▽
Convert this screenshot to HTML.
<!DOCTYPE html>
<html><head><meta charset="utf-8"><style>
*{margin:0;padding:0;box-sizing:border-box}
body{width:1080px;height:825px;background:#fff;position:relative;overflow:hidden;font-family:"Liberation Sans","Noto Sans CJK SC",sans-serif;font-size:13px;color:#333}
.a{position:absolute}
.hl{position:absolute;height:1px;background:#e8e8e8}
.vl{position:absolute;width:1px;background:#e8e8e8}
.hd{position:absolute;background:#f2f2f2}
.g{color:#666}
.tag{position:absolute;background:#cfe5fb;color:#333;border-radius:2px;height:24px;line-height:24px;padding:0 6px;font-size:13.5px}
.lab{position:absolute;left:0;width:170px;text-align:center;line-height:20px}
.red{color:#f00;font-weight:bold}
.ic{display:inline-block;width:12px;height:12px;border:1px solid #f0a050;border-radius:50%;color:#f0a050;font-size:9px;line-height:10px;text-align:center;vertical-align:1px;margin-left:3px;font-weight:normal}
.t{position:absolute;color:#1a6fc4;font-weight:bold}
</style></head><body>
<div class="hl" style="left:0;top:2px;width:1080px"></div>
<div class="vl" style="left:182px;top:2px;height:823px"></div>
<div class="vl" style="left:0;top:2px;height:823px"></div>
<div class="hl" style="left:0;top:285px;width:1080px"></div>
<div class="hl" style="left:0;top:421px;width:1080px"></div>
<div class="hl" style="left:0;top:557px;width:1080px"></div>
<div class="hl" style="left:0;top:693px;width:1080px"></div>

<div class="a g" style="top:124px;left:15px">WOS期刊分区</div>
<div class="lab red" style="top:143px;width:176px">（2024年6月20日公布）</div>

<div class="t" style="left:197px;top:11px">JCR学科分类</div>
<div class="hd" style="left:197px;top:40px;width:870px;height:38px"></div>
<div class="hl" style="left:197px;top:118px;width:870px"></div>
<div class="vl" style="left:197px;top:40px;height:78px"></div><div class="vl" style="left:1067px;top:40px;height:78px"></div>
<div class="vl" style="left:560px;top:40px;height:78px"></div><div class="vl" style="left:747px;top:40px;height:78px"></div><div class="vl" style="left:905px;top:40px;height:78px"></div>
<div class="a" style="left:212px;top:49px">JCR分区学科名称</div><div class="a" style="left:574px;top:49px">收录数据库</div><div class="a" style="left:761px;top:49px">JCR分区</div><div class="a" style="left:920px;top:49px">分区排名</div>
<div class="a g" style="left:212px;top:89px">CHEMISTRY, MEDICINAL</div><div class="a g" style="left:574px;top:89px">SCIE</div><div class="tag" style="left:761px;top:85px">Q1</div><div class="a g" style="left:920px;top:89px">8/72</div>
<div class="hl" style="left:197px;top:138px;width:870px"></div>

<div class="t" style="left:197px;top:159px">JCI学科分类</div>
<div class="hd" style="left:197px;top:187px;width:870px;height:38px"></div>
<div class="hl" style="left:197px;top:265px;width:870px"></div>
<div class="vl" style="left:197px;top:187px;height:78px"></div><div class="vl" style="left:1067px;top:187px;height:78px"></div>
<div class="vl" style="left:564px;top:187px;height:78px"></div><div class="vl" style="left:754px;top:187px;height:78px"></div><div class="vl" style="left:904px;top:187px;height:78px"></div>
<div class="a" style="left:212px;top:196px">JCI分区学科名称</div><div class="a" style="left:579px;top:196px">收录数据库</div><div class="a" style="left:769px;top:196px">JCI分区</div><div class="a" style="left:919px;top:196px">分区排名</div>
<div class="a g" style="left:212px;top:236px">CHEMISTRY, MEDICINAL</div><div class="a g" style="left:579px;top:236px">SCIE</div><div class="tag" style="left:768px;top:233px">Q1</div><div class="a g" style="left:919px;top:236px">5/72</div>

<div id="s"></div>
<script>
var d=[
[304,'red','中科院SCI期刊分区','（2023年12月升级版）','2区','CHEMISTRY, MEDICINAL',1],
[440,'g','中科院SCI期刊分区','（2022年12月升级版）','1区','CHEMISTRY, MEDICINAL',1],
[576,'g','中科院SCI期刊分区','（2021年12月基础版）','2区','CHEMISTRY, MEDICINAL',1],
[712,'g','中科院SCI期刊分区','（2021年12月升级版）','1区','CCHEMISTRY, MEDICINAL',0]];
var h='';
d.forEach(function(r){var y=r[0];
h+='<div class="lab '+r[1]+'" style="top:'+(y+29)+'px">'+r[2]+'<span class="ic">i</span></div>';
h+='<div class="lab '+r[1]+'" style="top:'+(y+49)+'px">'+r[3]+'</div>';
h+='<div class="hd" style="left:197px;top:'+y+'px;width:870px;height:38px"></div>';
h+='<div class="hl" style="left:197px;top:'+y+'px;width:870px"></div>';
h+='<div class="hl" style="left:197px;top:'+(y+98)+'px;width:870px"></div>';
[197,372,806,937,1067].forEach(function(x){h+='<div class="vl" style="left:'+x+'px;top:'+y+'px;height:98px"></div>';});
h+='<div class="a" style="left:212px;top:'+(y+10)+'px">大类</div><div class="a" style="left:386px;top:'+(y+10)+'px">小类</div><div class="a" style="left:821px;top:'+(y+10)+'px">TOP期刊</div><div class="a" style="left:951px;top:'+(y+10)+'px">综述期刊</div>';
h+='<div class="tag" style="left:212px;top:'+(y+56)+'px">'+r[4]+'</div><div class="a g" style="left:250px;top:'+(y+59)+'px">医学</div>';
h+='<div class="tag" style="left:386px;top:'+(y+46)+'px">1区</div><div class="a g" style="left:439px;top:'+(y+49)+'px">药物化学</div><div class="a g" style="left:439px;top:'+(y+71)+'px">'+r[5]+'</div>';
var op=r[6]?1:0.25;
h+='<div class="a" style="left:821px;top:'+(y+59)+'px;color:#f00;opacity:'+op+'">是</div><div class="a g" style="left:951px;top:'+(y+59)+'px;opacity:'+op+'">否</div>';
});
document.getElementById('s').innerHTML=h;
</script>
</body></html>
△
### TASK OBJECTIVE
Write the material out exactly, with nothing left out.

### TASK RESULT
Convert this screenshot to HTML.
<!DOCTYPE html>
<html><head><meta charset="utf-8"><style>
*{margin:0;padding:0;box-sizing:border-box}
body{width:1080px;height:825px;background:#fff;position:relative;overflow:hidden;font-family:"Liberation Sans","Noto Sans CJK SC",sans-serif;font-size:13px;color:#333}
.a{position:absolute}
.hl{position:absolute;height:1px;background:#e8e8e8}
.vl{position:absolute;width:1px;background:#e8e8e8}
.hd{position:absolute;background:#f2f2f2}
.g{color:#666}
.tag{position:absolute;background:#cfe5fb;color:#333;border-radius:2px;height:24px;line-height:24px;padding:0 6px;font-size:13.5px}
.lab{position:absolute;left:0;width:170px;text-align:center;line-height:20px}
.red{color:#f00;font-weight:bold}
.ic{display:inline-block;width:12px;height:12px;border:1px solid #f0a050;border-radius:50%;color:#f0a050;font-size:9px;line-height:10px;text-align:center;vertical-align:1px;margin-left:3px;font-weight:normal}
.t{position:absolute;color:#1a6fc4;font-weight:bold}
</style></head><body>
<div class="hl" style="left:0;top:2px;width:1080px"></div>
<div class="vl" style="left:182px;top:2px;height:823px"></div>
<div class="vl" style="left:0;top:2px;height:823px"></div>
<div class="hl" style="left:0;top:285px;width:1080px"></div>
<div class="hl" style="left:0;top:421px;width:1080px"></div>
<div class="hl" style="left:0;top:557px;width:1080px"></div>
<div class="hl" style="left:0;top:693px;width:1080px"></div>

<div class="a g" style="top:124px;left:15px">WOS期刊分区</div>
<div class="lab red" style="top:143px;width:176px">（2024年6月20日公布）</div>

<div class="t" style="left:197px;top:11px">JCR学科分类</div>
<div class="hd" style="left:197px;top:40px;width:870px;height:38px"></div>
<div class="hl" style="left:197px;top:118px;width:870px"></div>
<div class="vl" style="left:197px;top:40px;height:78px"></div><div class="vl" style="left:1067px;top:40px;height:78px"></div>
<div class="vl" style="left:560px;top:40px;height:78px"></div><div class="vl" style="left:747px;top:40px;height:78px"></div><div class="vl" style="left:905px;top:40px;height:78px"></div>
<div class="a" style="left:212px;top:49px">JCR分区学科名称</div><div class="a" style="left:574px;top:49px">收录数据库</div><div class="a" style="left:761px;top:49px">JCR分区</div><div class="a" style="left:920px;top:49px">分区排名</div>
<div class="a g" style="left:212px;top:89px">CHEMISTRY, MEDICINAL</div><div class="a g" style="left:574px;top:89px">SCIE</div><div class="tag" style="left:761px;top:85px">Q1</div><div class="a g" style="left:920px;top:89px">8/72</div>
<div class="hl" style="left:197px;top:138px;width:870px"></div>

<div class="t" style="left:197px;top:159px">JCI学科分类</div>
<div class="hd" style="left:197px;top:187px;width:870px;height:38px"></div>
<div class="hl" style="left:197px;top:265px;width:870px"></div>
<div class="vl" style="left:197px;top:187px;height:78px"></div><div class="vl" style="left:1067px;top:187px;height:78px"></div>
<div class="vl" style="left:564px;top:187px;height:78px"></div><div class="vl" style="left:754px;top:187px;height:78px"></div><div class="vl" style="left:904px;top:187px;height:78px"></div>
<div class="a" style="left:212px;top:196px">JCI分区学科名称</div><div class="a" style="left:579px;top:196px">收录数据库</div><div class="a" style="left:769px;top:196px">JCI分区</div><div class="a" style="left:919px;top:196px">分区排名</div>
<div class="a g" style="left:212px;top:236px">CHEMISTRY, MEDICINAL</div><div class="a g" style="left:579px;top:236px">SCIE</div><div class="tag" style="left:768px;top:233px">Q1</div><div class="a g" style="left:919px;top:236px">5/72</div>

<div id="s"></div>
<script>
var d=[
[304,'red','中科院SCI期刊分区','（2023年12月升级版）','2区','CHEMISTRY, MEDICINAL',1],
[440,'g','中科院SCI期刊分区','（2022年12月升级版）','1区','CHEMISTRY, MEDICINAL',1],
[576,'g','中科院SCI期刊分区','（2021年12月基础版）','2区','CHEMISTRY, MEDICINAL',1],
[712,'g','中科院SCI期刊分区','（2021年12月升级版）','1区','CCHEMISTRY, MEDICINAL',0]];
var h='';
d.forEach(function(r){var y=r[0];
h+='<div class="lab '+r[1]+'" style="top:'+(y+29)+'px">'+r[2]+'<span class="ic">i</span></div>';
h+='<div class="lab '+r[1]+'" style="top:'+(y+49)+'px">'+r[3]+'</div>';
h+='<div class="hd" style="left:197px;top:'+y+'px;width:870px;height:38px"></div>';
h+='<div class="hl" style="left:197px;top:'+y+'px;width:870px"></div>';
h+='<div class="hl" style="left:197px;top:'+(y+98)+'px;width:870px"></div>';
[197,372,806,937,1067].forEach(function(x){h+='<div class="vl" style="left:'+x+'px;top:'+y+'px;height:98px"></div>';});
h+='<div class="a" style="left:212px;top:'+(y+10)+'px">大类</div><div class="a" style="left:386px;top:'+(y+10)+'px">小类</div><div class="a" style="left:821px;top:'+(y+10)+'px">TOP期刊</div><div class="a" style="left:951px;top:'+(y+10)+'px">综述期刊</div>';
h+='<div class="tag" style="left:212px;top:'+(y+56)+'px">'+r[4]+'</div><div class="a g" style="left:250px;top:'+(y+59)+'px">医学</div>';
h+='<div class="tag" style="left:386px;top:'+(y+46)+'px">1区</div><div class="a g" style="left:439px;top:'+(y+49)+'px">药物化学</div><div class="a g" style="left:439px;top:'+(y+71)+'px">'+r[5]+'</div>';
var op=r[6]?1:0.25;
h+='<div class="a" style="left:821px;top:'+(y+59)+'px;color:#f00;opacity:'+op+'">是</div><div class="a g" style="left:951px;top:'+(y+59)+'px;opacity:'+op+'">否</div>';
});
document.getElementById('s').innerHTML=h;
</script>
</body></html>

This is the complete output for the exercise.